++++ PROVIDED INFORMATION

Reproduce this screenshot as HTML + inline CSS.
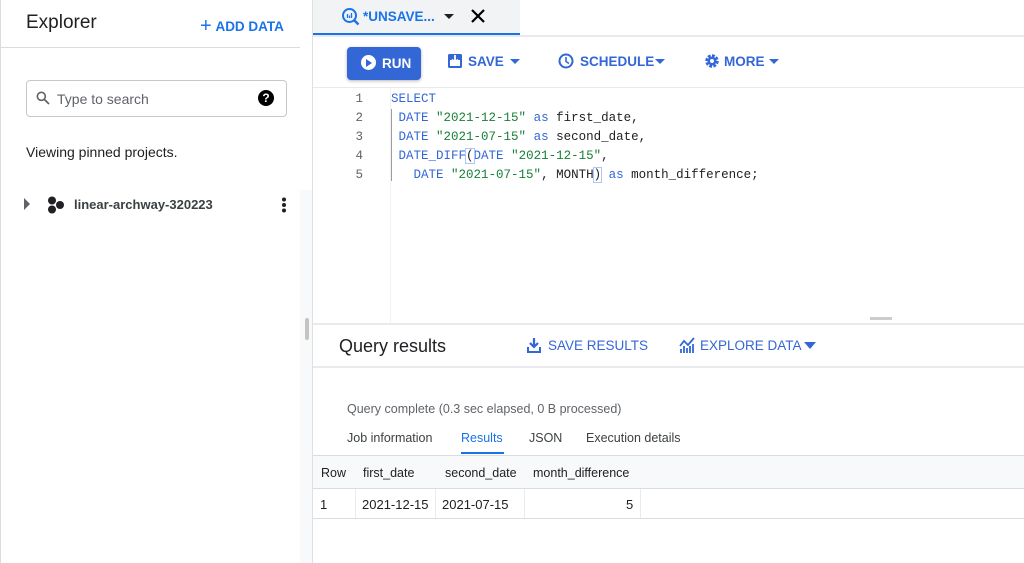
<!DOCTYPE html>
<html><head><style>
*{margin:0;padding:0;box-sizing:border-box}
body{width:1024px;height:563px;position:relative;overflow:hidden;background:#fff;font-family:"Liberation Sans",sans-serif;color:#202124}
.a{position:absolute}
.blue{color:#1a73e8}
.mono{font-family:"Liberation Mono",monospace;font-size:12.5px}
.kw{color:#3367d6}.str{color:#188038}
.tb{font-size:13.5px;font-weight:bold;color:#3367d6}
</style></head><body>
<!-- left panel -->
<div class="a" style="left:0;top:0;width:1px;height:563px;background:#dadce0"></div>
<div class="a" style="left:0;top:47px;width:300px;height:1px;background:#dadce0"></div>
<div class="a" style="left:26px;top:12px;font-size:19px">Explorer</div>
<div class="a blue" style="left:200px;top:14px;font-size:13.5px;font-weight:bold"><span style="font-size:20px;font-weight:normal;position:relative;top:1px">+</span>&nbsp;ADD DATA</div>
<div class="a" style="left:26px;top:80px;width:261px;height:37px;border:1px solid #c8c8c8;border-radius:4px"></div>
<svg class="a" style="left:35px;top:90px" width="16" height="16" viewBox="0 0 24 24"><circle cx="9.5" cy="9.5" r="6" fill="none" stroke="#5f6368" stroke-width="2.4"/><path d="M14 14l7 7" stroke="#5f6368" stroke-width="2.6"/></svg>
<div class="a" style="left:57px;top:91px;font-size:14px;color:#5f6368">Type to search</div>
<div class="a" style="left:258px;top:90px;width:16px;height:16px;border-radius:50%;background:#000;color:#fff;font-size:12px;font-weight:bold;text-align:center;line-height:16px">?</div>
<div class="a" style="left:26px;top:144px;font-size:14px">Viewing pinned projects.</div>
<div class="a" style="left:24px;top:198px;width:0;height:0;border-left:6px solid #5f6368;border-top:6px solid transparent;border-bottom:6px solid transparent"></div>
<svg class="a" style="left:46px;top:196px" width="20" height="18"><circle cx="6" cy="4.5" r="4" fill="#202124"/><circle cx="6" cy="13.5" r="4" fill="#202124"/><circle cx="14" cy="9" r="4" fill="#202124"/></svg>
<div class="a" style="left:74px;top:197px;font-size:13px;font-weight:bold;color:#3c4043">linear-archway-320223</div>
<svg class="a" style="left:281px;top:197px" width="6" height="16"><circle cx="3" cy="2.5" r="2" fill="#202124"/><circle cx="3" cy="8" r="2" fill="#202124"/><circle cx="3" cy="13.5" r="2" fill="#202124"/></svg>
<div class="a" style="left:300px;top:190px;width:12px;height:373px;background:#f8f9fa"></div>
<div class="a" style="left:305px;top:318px;width:4px;height:22px;background:#c4c4c4;border-radius:2px"></div>
<div class="a" style="left:312px;top:0;width:1px;height:563px;background:#e0e0e0"></div>
<!-- tab -->
<div class="a" style="left:313px;top:0;width:207px;height:35px;background:#f1f3f4;border-bottom:2px solid #1a73e8"></div>
<svg class="a" style="left:341px;top:7px" width="20" height="20" viewBox="0 0 20 20"><circle cx="8.5" cy="8.5" r="6.5" fill="none" stroke="#1a73e8" stroke-width="2"/><path d="M13 13l4.5 4.5" stroke="#1a73e8" stroke-width="2.4"/><path d="M6.5 7v4M8.5 8.5v2.5M10.5 6v5" stroke="#1a73e8" stroke-width="1.3"/></svg>
<div class="a blue" style="left:363px;top:9px;font-size:13.5px;font-weight:bold">*UNSAVE...</div>
<div class="a" style="left:444px;top:14px;width:0;height:0;border-top:5px solid #202124;border-left:5px solid transparent;border-right:5px solid transparent"></div>
<svg class="a" style="left:471px;top:9px" width="14" height="14"><path d="M1 1L13 13M13 1L1 13" stroke="#000" stroke-width="2.2"/></svg>
<div class="a" style="left:313px;top:35px;width:711px;height:2px;background:#e8eaed"></div>
<!-- toolbar -->
<div class="a" style="left:347px;top:47px;width:74px;height:33px;background:#3367d6;border-radius:4px;box-shadow:0 1px 3px rgba(0,0,0,.3)"></div>
<div class="a" style="left:361px;top:55px;width:15px;height:15px;border-radius:50%;background:#fff"></div>
<div class="a" style="left:366px;top:58.5px;width:0;height:0;border-left:6px solid #3367d6;border-top:4px solid transparent;border-bottom:4px solid transparent"></div>
<div class="a" style="left:382px;top:56px;font-size:13.5px;font-weight:bold;color:#fff">RUN</div>
<svg class="a" style="left:447px;top:53px" width="16" height="16" viewBox="0 0 16 16"><rect x="1" y="1" width="14" height="14" rx="1.5" fill="#3367d6"/><rect x="3" y="7" width="10" height="6" fill="#fff"/><path d="M8 2v7M5 6.5l3 3 3-3" stroke="#fff" stroke-width="1.8" fill="none"/></svg>
<div class="a tb" style="left:468px;top:54px">SAVE</div>
<div class="a" style="left:510px;top:59px;border-top:5px solid #3367d6;border-left:5px solid transparent;border-right:5px solid transparent"></div>
<svg class="a" style="left:558px;top:53px" width="16" height="16"><circle cx="8" cy="8" r="6.5" fill="none" stroke="#3367d6" stroke-width="2"/><path d="M8 4v4.5l3 2" stroke="#3367d6" stroke-width="1.6" fill="none"/></svg>
<div class="a tb" style="left:580px;top:54px">SCHEDULE</div>
<div class="a" style="left:655px;top:59px;border-top:5px solid #3367d6;border-left:5px solid transparent;border-right:5px solid transparent"></div>
<svg class="a" style="left:704px;top:53px" width="16" height="16" viewBox="0 0 16 16"><circle cx="8" cy="8" r="5" fill="none" stroke="#3367d6" stroke-width="3.5" stroke-dasharray="2.6 1.3"/><circle cx="8" cy="8" r="4.5" fill="#3367d6"/><circle cx="8" cy="8" r="2" fill="#fff"/></svg>
<div class="a tb" style="left:724px;top:54px">MORE</div>
<div class="a" style="left:769px;top:59px;border-top:5px solid #3367d6;border-left:5px solid transparent;border-right:5px solid transparent"></div>
<div class="a" style="left:313px;top:87px;width:711px;height:1px;background:#e8eaed"></div>
<!-- editor -->
<div class="a mono" style="left:345px;top:90px;line-height:19px;color:#5f6368;text-align:right;width:18px">1<br>2<br>3<br>4<br>5</div>
<div class="a" style="left:391px;top:109px;width:1px;height:72px;background:#9e9e9e"></div>
<div class="a" style="left:390px;top:88px;width:1px;height:235px;background:#f1f1f1"></div>
<pre class="a mono" style="left:391px;top:90px;line-height:19px;color:#202124"><span class="kw">SELECT</span>
 <span class="kw">DATE</span> <span class="str">"2021-12-15"</span> <span class="kw">as</span> first_date,
 <span class="kw">DATE</span> <span class="str">"2021-07-15"</span> <span class="kw">as</span> second_date,
 <span class="kw">DATE_DIFF</span><span style="outline:1px solid #a8c7fa">(</span><span class="kw">DATE</span> <span class="str">"2021-12-15"</span>,
   <span class="kw">DATE</span> <span class="str">"2021-07-15"</span>, MONTH<span style="outline:1px solid #a8c7fa">)</span> <span class="kw">as</span> month_difference;</pre>
<div class="a" style="left:870px;top:317px;width:22px;height:3px;background:#ccc"></div>
<!-- results header -->
<div class="a" style="left:313px;top:323px;width:711px;height:2px;background:#e8eaed"></div>
<div class="a" style="left:339px;top:336px;font-size:18px">Query results</div>
<svg class="a" style="left:527px;top:337px" width="14" height="16" viewBox="0 0 14 16"><path d="M7 1v9M3 6l4 4 4-4" stroke="#3367d6" stroke-width="2.2" fill="none"/><path d="M1 10v5h12v-5" stroke="#3367d6" stroke-width="2" fill="none"/></svg>
<div class="a" style="left:548px;top:338px;font-size:13.5px;color:#3367d6">SAVE RESULTS</div>
<svg class="a" style="left:679px;top:337px" width="17" height="16" viewBox="0 0 17 16"><path d="M1 9l4-5 4 4 6-7" stroke="#3367d6" stroke-width="1.8" fill="none"/><path d="M2 16v-4M5 16v-7M8 16v-5M11 16v-7M14 16v-9" stroke="#3367d6" stroke-width="1.8"/></svg>
<div class="a" style="left:700px;top:338px;font-size:13.5px;color:#3367d6">EXPLORE DATA</div>
<div class="a" style="left:804px;top:342px;border-top:7px solid #3367d6;border-left:6px solid transparent;border-right:6px solid transparent"></div>
<div class="a" style="left:313px;top:366px;width:711px;height:2px;background:#e8eaed"></div>
<div class="a" style="left:347px;top:402px;font-size:12.5px;color:#5f6368">Query complete (0.3 sec elapsed, 0 B processed)</div>
<div class="a" style="left:347px;top:431px;font-size:12.5px;color:#3c4043">Job information</div>
<div class="a" style="left:461px;top:431px;font-size:12.5px;color:#1a73e8">Results</div>
<div class="a" style="left:461px;top:452px;width:43px;height:2px;background:#1a73e8"></div>
<div class="a" style="left:529px;top:431px;font-size:12.5px;color:#3c4043">JSON</div>
<div class="a" style="left:586px;top:431px;font-size:12.5px;color:#3c4043">Execution details</div>
<!-- table -->
<div class="a" style="left:313px;top:455px;width:711px;height:34px;background:#f8f9fa;border-top:1px solid #dadce0;border-bottom:1px solid #dadce0"></div>
<div class="a" style="left:321px;top:466px;font-size:12.5px">Row</div>
<div class="a" style="left:363px;top:466px;font-size:12.5px">first_date</div>
<div class="a" style="left:445px;top:466px;font-size:12.5px">second_date</div>
<div class="a" style="left:533px;top:466px;font-size:12.5px">month_difference</div>
<div class="a" style="left:313px;top:518px;width:711px;height:1px;background:#dadce0"></div>
<div class="a" style="left:355px;top:489px;width:1px;height:29px;background:#e8eaed"></div>
<div class="a" style="left:435px;top:489px;width:1px;height:29px;background:#e8eaed"></div>
<div class="a" style="left:524px;top:489px;width:1px;height:29px;background:#e8eaed"></div>
<div class="a" style="left:640px;top:489px;width:1px;height:29px;background:#e8eaed"></div>
<div class="a" style="left:320px;top:497px;font-size:13px">1</div>
<div class="a" style="left:362px;top:497px;font-size:13px">2021-12-15</div>
<div class="a" style="left:442px;top:497px;font-size:13px">2021-07-15</div>
<div class="a" style="left:626px;top:497px;font-size:13px">5</div>
</body></html>
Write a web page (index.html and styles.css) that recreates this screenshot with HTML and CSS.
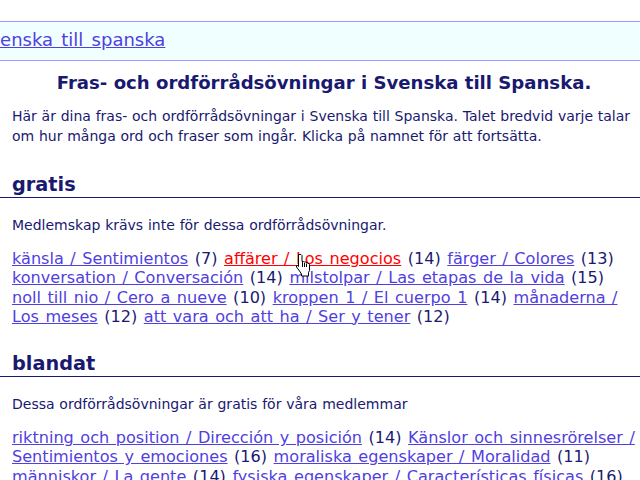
FILE: index.html

```html
<!DOCTYPE html>
<html lang="sv">
<head>
    <meta charset="UTF-8">
    <title>Fras- och ordförrådsövningar</title>
    <link rel="stylesheet" href="styles.css">
</head>
<body>
    <div class="crumb"><a href="#">Svenska till spanska</a></div>

    <h1>Fras- och ordförrådsövningar i Svenska till Spanska.</h1>
    <p class="intro">Här är dina fras- och ordförrådsövningar i Svenska till Spanska. Talet bredvid varje talar om hur många ord och fraser som ingår. Klicka på namnet för att fortsätta.</p>

    <h2>gratis</h2>
    <p class="note">Medlemskap krävs inte för dessa ordförrådsövningar.</p>
    <p class="links">
        <a href="#">känsla / Sentimientos</a> (7)
        <a href="#" class="hover">affärer / Los negocios</a> (14)
        <a href="#">färger / Colores</a> (13)
        <a href="#">konversation / Conversación</a> (14)
        <a href="#">milstolpar / Las etapas de la vida</a> (15)
        <a href="#">noll till nio / Cero a nueve</a> (10)
        <a href="#">kroppen 1 / El cuerpo 1</a> (14)
        <a href="#">månaderna / Los meses</a> (12)
        <a href="#">att vara och att ha / Ser y tener</a> (12)
    </p>

    <h2>blandat</h2>
    <p class="note">Dessa ordförrådsövningar är gratis för våra medlemmar</p>
    <p class="links">
        <a href="#">riktning och position / Dirección y posición</a> (14)
        <a href="#">Känslor och sinnesrörelser / Sentimientos y emociones</a> (16)
        <a href="#">moraliska egenskaper / Moralidad</a> (11)
        <a href="#">människor / La gente</a> (14)
        <a href="#">fysiska egenskaper / Características físicas</a> (16)
    </p>

    <svg class="cursor" width="17" height="24" viewBox="0 0 17 24">
        <path d="M3.500 1.500H6L7 2.500V8.500H8.500L9.500 9H11L12 10H13L14.500 11.500V17.500L13.500 19.500V23H6.500V21L4.500 18L1.500 14V12.500H2.500L3.500 13.500Z" fill="#fff" stroke="#000" stroke-width="1"/>
        <path d="M7.500 9v5M9.500 10v4M11.500 10.500v3.500" stroke="#000" stroke-width="1" fill="none"/>
    </svg>
</body>
</html>
```

FILE: styles.css

```css
html, body { overflow: hidden; }
body {
    margin: 0;
    height: 480px;
    padding-top: 21px;
    box-sizing: border-box;
    font-family: "DejaVu Sans", Verdana, sans-serif;
    font-size: 16.1px;
    word-spacing: 1.4px;
    color: #191970;
    background: #fff;
}
a { color: #5040e0; }
a.hover { color: #f00; }

.crumb {
    height: 38px;
    line-height: 36px;
    background: #f0ffff;
    border-top: 1px solid #9a9aff;
    border-bottom: 1px solid #9a9aff;
    font-size: 18px;
    word-spacing: 2.5px;
    margin-bottom: 11px;
    white-space: nowrap;
    text-indent: -22px;
}
h1 {
    margin: 0 0 12px;
    font-size: 18.1px;
    word-spacing: 0;
    line-height: 22px;
    text-align: center;
    padding-left: 8px;
}
.intro {
    margin: 0 0 25px 12px;
    font-size: 14px;
    word-spacing: .3px;
    line-height: 20px;
}
h2 {
    margin: 0 0 17px;
    padding: 2px 0 0 12px;
    font-size: 19.3px;
    line-height: 24px;
    border-bottom: 1px solid #191970;
}
.note {
    margin: 0 0 14px 12px;
    font-size: 14px;
    word-spacing: .35px;
    line-height: 20px;
}
.links {
    margin: 0 2px 24px 12px;
    line-height: 19.3px;
}
.cursor {
    position: absolute;
    left: 295px;
    top: 253px;
}
```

++++++++

TASK >> Report how many lines of the data contain the word "this", using the number alone.

RESPONSE BELOW >> 2